I wondered at all the expense NZ goes to control their pests. From helicopter hunting and poison baiting to building and maintaining all these box traps, to eradicating rats from entire islands.

“All these huts were built for the deer hunters after WWII when the boys were away shooting Nazis and the deer reached plague numbers. But serious deer control got started when Tim Wallis and others started using helicopters to hunt them in the seventies and eighties. He got rich doing that -- introducing helicopters as working tools in NZ. As the meat prices climbed and the deer numbers dropped, Tim saw the future coming and started live-catching the deer with Kiwis jumping from helos to wrestle them to the ground! Later they developed pilot-fired net guns. Using the deer caprtured, Tim started farming deer to satisfy the European meat and the Asian medicinal products demand, getting even richer. He went to Russia and taught them how to raise deer and one city built a statue of him.” Today, fields and fences with sheep, cattle, and deer make up a large part of the countryside.

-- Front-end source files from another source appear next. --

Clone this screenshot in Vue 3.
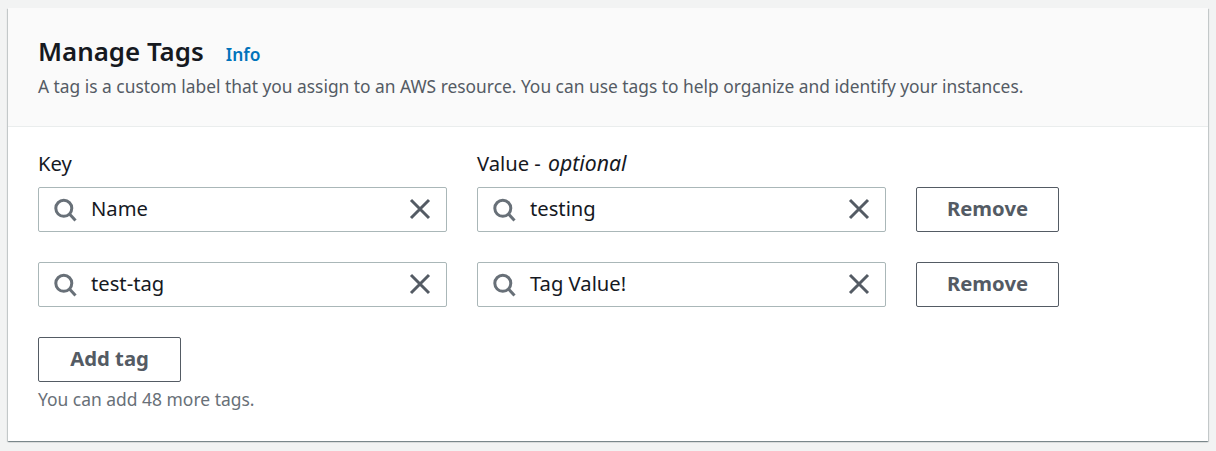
<script setup>
const rows = [
  { key: 'Name', value: 'testing' },
  { key: 'test-tag', value: 'Tag Value!' },
]
</script>

<template>
  <div class="page">
    <section class="card">
      <header class="head">
        <div class="title-row">
          <h2 class="title">Manage Tags</h2>
          <a class="info">Info</a>
        </div>
        <p class="desc">A tag is a custom label that you assign to an AWS resource. You can use tags to help organize and identify your instances.</p>
      </header>
      <div class="body">
        <div class="labels">
          <div class="label">Key</div>
          <div class="label">Value - <i class="opt">optional</i></div>
        </div>
        <div class="rows">
          <div v-for="row in rows" :key="row.key" class="row">
            <div v-for="text in [row.key, row.value]" :key="text" class="field">
              <svg class="search" width="24" height="24" viewBox="0 0 24 24" fill="none">
                <circle cx="9.8" cy="10.3" r="8" stroke="#687078" stroke-width="3" />
                <path d="M15.5 16 L21.5 22.5" stroke="#687078" stroke-width="3" />
              </svg>
              <span class="text">{{ text }}</span>
              <svg class="clear" width="24" height="24" viewBox="0 0 24 24" fill="none">
                <path d="M3 3 L21 21 M21 3 L3 21" stroke="#545b64" stroke-width="3" />
              </svg>
            </div>
            <button class="btn">Remove</button>
          </div>
        </div>
        <button class="btn add">Add tag</button>
        <p class="hint">You can add 48 more tags.</p>
      </div>
    </section>
  </div>
</template>

<style>
html, body { margin: 0; background: #f2f3f3; }
</style>

<style scoped>
.page {
  width: 1216px;
  height: 451px;
  padding: 8px;
  box-sizing: border-box;
  background: #f2f3f3;
  font-family: "Noto Sans", sans-serif;
  overflow: hidden;
}
.card {
  width: 1200px;
  height: 433px;
  background: #fff;
  box-shadow: 0 1px 1px 0 rgba(0, 28, 36, 0.3), 1px 1px 1px 0 rgba(0, 28, 36, 0.15), -1px 1px 1px 0 rgba(0, 28, 36, 0.15);
}
.head {
  height: 119px;
  box-sizing: border-box;
  padding: 26px 30px 0;
  background: #fafafa;
  border-bottom: 1px solid #eaeded;
}
.title-row { display: flex; align-items: baseline; gap: 22px; }
.title { margin: 0; font-size: 25.9px; line-height: 34px; font-weight: 600; color: #16191f; }
.info { font-size: 17.4px; font-weight: 600; color: #0073bb; }
.desc { margin: 6px 0 0; font-size: 17.37px; line-height: 24px; color: #545b64; }
.body { padding: 23px 30px 0; }
.labels { display: flex; gap: 30px; }
.label { width: 409px; font-size: 20.2px; line-height: 26px; color: #16191f; }
.opt { font-size: 21.2px; margin-left: 2px; }
.rows { display: flex; flex-direction: column; gap: 30px; margin-top: 11px; }
.row { display: flex; gap: 30px; }
.field {
  width: 409px;
  height: 45px;
  box-sizing: border-box;
  border: 1px solid #aab7b8;
  border-radius: 2px;
  display: flex;
  align-items: center;
  padding: 0 14px 0 15px;
  background: #fff;
}
.search { flex: none; }
.text { flex: 1; margin-left: 13px; padding-bottom: 3px; font-size: 20.2px; color: #16191f; }
.clear { flex: none; margin-bottom: 2px; }
.btn {
  width: 143px;
  height: 45px;
  box-sizing: border-box;
  border: 1px solid #545b64;
  border-radius: 2px;
  background: #fff;
  color: #545b64;
  font-family: inherit;
  font-size: 20.3px;
  font-weight: 700;
  padding: 0 0 3px;
}
.add { display: block; margin-top: 30px; }
.hint { margin: 5px 0 0; font-size: 17.45px; line-height: 24px; color: #687078; }
</style>
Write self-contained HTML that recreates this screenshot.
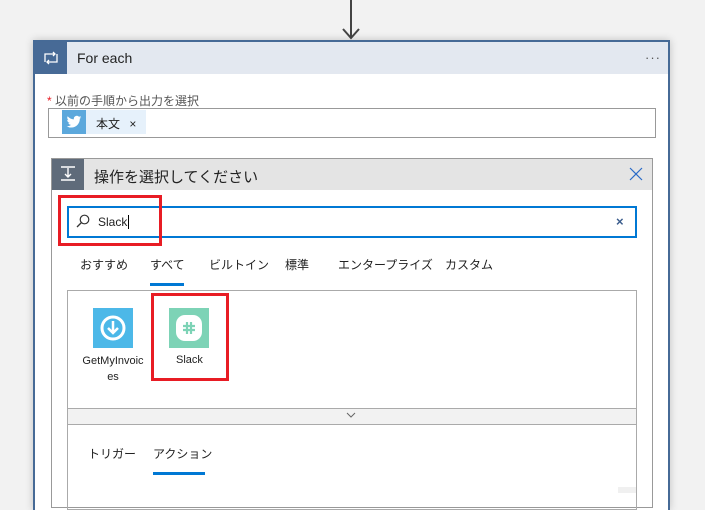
<!DOCTYPE html>
<html><head><meta charset="utf-8"><style>
*{margin:0;padding:0;box-sizing:border-box}
html,body{width:705px;height:493px}
body{background:#f2f2f2;position:relative;overflow:hidden;font-family:"Liberation Sans","Noto Sans CJK JP",sans-serif;color:#222}
.a{position:absolute}
.t{font-size:13px;white-space:nowrap}
.tab{font-size:12px;top:256px}
</style></head><body>
<div class="a" style="left:350px;top:0;width:2px;height:38px;background:#444"></div>
<svg class="a" style="left:342px;top:28px" width="18" height="12"><path d="M1 1 L9 10 L17 1" stroke="#444" stroke-width="2" fill="none"/></svg>
<div class="a" style="left:33px;top:40px;width:637px;height:470px;background:#fff;border:2px solid #466a96;border-bottom:none;box-shadow:0 0 8px rgba(0,0,0,.2)"></div>
<div class="a" style="left:35px;top:42px;width:633px;height:32px;background:#e3e8f0"></div>
<div class="a" style="left:35px;top:42px;width:32px;height:32px;background:#476a96"></div>
<svg class="a" style="left:43px;top:50px" width="16" height="16"><path d="M2 12V4h10M10 2l2 2-2 2M14 4v8H4M6 14l-2-2 2-2" stroke="#fff" stroke-width="1.3" fill="none"/></svg>
<div class="a t" style="left:77px;top:50px;font-size:14px">For each</div>
<div class="a t" style="left:645px;top:50px;color:#555;letter-spacing:1px">···</div>
<div class="a t" style="left:47px;top:92px;font-size:12px;color:#555"><span style="color:#e81c24">*</span> 以前の手順から出力を選択</div>
<div class="a" style="left:48px;top:108px;width:608px;height:30px;border:1px solid #999"></div>
<div class="a" style="left:62px;top:110px;width:84px;height:24px;background:#e6f1fb"></div>
<div class="a" style="left:62px;top:110px;width:24px;height:24px;background:#5ca8dc"></div>
<svg class="a" style="left:66px;top:114px" width="16" height="16" viewBox="0 0 24 24"><path fill="#fff" d="M23 5a9 9 0 0 1-2.6.7A4.5 4.5 0 0 0 22.4 3a9 9 0 0 1-2.9 1.1A4.5 4.5 0 0 0 11.8 8 12.8 12.8 0 0 1 2.5 3.3a4.5 4.5 0 0 0 1.4 6 4.5 4.5 0 0 1-2-.6 4.5 4.5 0 0 0 3.6 4.5 4.5 4.5 0 0 1-2 .1 4.5 4.5 0 0 0 4.2 3.1A9 9 0 0 1 1 18.3 12.8 12.8 0 0 0 7.9 20.3c8.3 0 12.8-6.9 12.8-12.8v-.6A9 9 0 0 0 23 5z"/></svg>
<div class="a t" style="left:96px;top:115px;font-size:12px">本文 <span style="margin-left:6px">×</span></div>
<div class="a" style="left:51px;top:158px;width:602px;height:350px;border:1px solid #999;background:#fff"></div>
<div class="a" style="left:52px;top:159px;width:600px;height:31px;background:#e4e4e4"></div>
<div class="a" style="left:52px;top:159px;width:32px;height:31px;background:#5f6b7a"></div>
<svg class="a" style="left:59px;top:165px" width="18" height="18"><path d="M2 2h14M9 3v9M6 9l3 3 3-3M2 15h14" stroke="#fff" stroke-width="1.4" fill="none"/></svg>
<div class="a t" style="left:94px;top:166px;font-size:15px">操作を選択してください</div>
<svg class="a" style="left:629px;top:167px" width="14" height="14"><path d="M1 1L13 13M13 1L1 13" stroke="#2a6bc8" stroke-width="1.2"/></svg>
<div class="a" style="left:67px;top:206px;width:570px;height:32px;border:2px solid #0078d4"></div>
<svg class="a" style="left:76px;top:214px" width="14" height="14"><circle cx="8.5" cy="5.5" r="4.3" stroke="#333" stroke-width="1.2" fill="none"/><path d="M5.5 8.5L1 13" stroke="#333" stroke-width="1.3"/></svg>
<div class="a t" style="left:98px;top:215px;font-size:12px">Slack<span style="border-left:1px solid #000;margin-left:1px"></span></div>
<div class="a t" style="left:616px;top:214px;font-size:13px;color:#3a5c8c;font-weight:bold">×</div>
<div class="a" style="left:58px;top:195px;width:104px;height:51px;border:3px solid #e81c24"></div>
<div class="a t tab" style="left:80px">おすすめ</div>
<div class="a t tab" style="left:150px">すべて</div>
<div class="a" style="left:150px;top:283px;width:34px;height:3px;background:#0078d4"></div>
<div class="a t tab" style="left:209px">ビルトイン</div>
<div class="a t tab" style="left:285px">標準</div>
<div class="a t tab" style="left:338px">エンタープライズ</div>
<div class="a t tab" style="left:445px">カスタム</div>
<div class="a" style="left:67px;top:290px;width:570px;height:220px;border:1px solid #aaa"></div>
<div class="a" style="left:68px;top:408px;width:568px;height:17px;background:#f2f2f2;border-top:1px solid #aaa;border-bottom:1px solid #aaa"></div>
<svg class="a" style="left:346px;top:412px" width="10" height="7"><path d="M1 1l4 4 4-4" stroke="#666" fill="none"/></svg>
<div class="a" style="left:93px;top:308px;width:40px;height:40px;background:#4cb8e8"></div>
<svg class="a" style="left:93px;top:308px" width="40" height="40"><circle cx="20" cy="20" r="11" stroke="#fff" stroke-width="3" fill="none"/><path d="M20 13v12M15 20l5 5 5-5" stroke="#fff" stroke-width="2.5" fill="none"/></svg>
<div class="a" style="left:80px;top:353px;width:66px;text-align:center;font-size:11px;line-height:16px;word-break:break-all">GetMyInvoices</div>
<div class="a" style="left:169px;top:308px;width:40px;height:40px;background:#7dd3b6"></div>
<div class="a" style="left:176px;top:315px;width:26px;height:26px;background:#fff;border-radius:9px"></div>
<svg class="a" style="left:181px;top:320px" width="16" height="16"><path d="M6 2v12M10 2v12M2 6h12M2 10h12" stroke="#7dd3b6" stroke-width="2.2"/></svg>
<div class="a t" style="left:176px;top:354px;font-size:11px">Slack</div>
<div class="a" style="left:151px;top:293px;width:78px;height:88px;border:3px solid #e81c24"></div>
<div class="a t" style="left:88px;top:445px;font-size:12px">トリガー</div>
<div class="a t" style="left:153px;top:445px;font-size:12px">アクション</div>
<div class="a" style="left:153px;top:472px;width:52px;height:3px;background:#0078d4"></div>
<div class="a" style="left:618px;top:487px;width:18px;height:6px;background:#f0f0f0"></div>
</body></html>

Gavin was an endless fountain of Kiwi lore, exactly the kind of companion you want on a trip to a foreign land. He shared his food as well as his knowledge and expressed daily gratitude for the “flash” paddle and boat I lent him.

About the time the morning fog burned off we’d hiked as far as we wanted, a good four hours above the hut, inflated our rafts and hopped in. The first bend revealed a meaty Class III rapid. Gavin flipped midway down and as I floated alongside him, making sure I was there to help, I grinned and watched him successfully self-rescue, climbing back into the boat and paddling to shore.

“Good job! You passed the first test!”

“I figured when you were smiling like that I wasn’t in any real danger -- it gave me confidence!”

This was the burliest rapid of the day, but there were many more Class III and miles and miles of Class II. The fast-paced current through endless rock gardens; water the color of a precious stone; the mountain scenery; it all combined to offer up what must be one of the best days of packrafting I have ever enjoyed, especially on a big river. The experience and Gavin reminded me of Jim Baughman in 1988, when he ordered a Sherpa Packraft from Fairbanks, had it delivered to Eagle, then used it as we paddled a high water Charlie River in the Interior. Like Alaska, New Zealand really is a packraft paradise.

We spent another night at the Fraser Hut and left at 9 AM for the final 25 km paddle to the Haast River. Below the hut the river enters a canyon that frames stunning views of the mountains behind and dishes up big, juicy drops and waves.

At the water level that day we enjoyed running every drop. Even the crux “Hellfire” while challenging was not terrifying. There were three big rapids that we needed to scout and several others that we scouted anyway. Everything, even at higher water would be portageable.

All in all, the low water Landsborough by way of Broderick offers great intermediate trekking (unmapped routes) and great intermediate boating (NZ Class III/IV). It is yet another world-class New Zealand packrafting route. Upstream of where we’d put-in, there’s another canyon, just downstream of Zora Creek, called “What the f*ck am I doing here?” with what the guidebook ( says are six waterfall drops. Sounds like an expert run, as does the trek in over Karangarua Saddle (

Midway down the final canyon, I twisted my boat around and said, “You know Erik, I thought that it couldn’t get any better than the Sabine -- and then we did the Taipo. And now this. It just seems like it gets better and better.”

“Yea, that ‘s the thing about New Zealand paddling. Each river just seems better than the last.”


  1. Crikey!
    What a damned fine way to spend a winter.

  2. Big mountains and big river. Fantastic trip you are having there. Great video as always – thanks for that.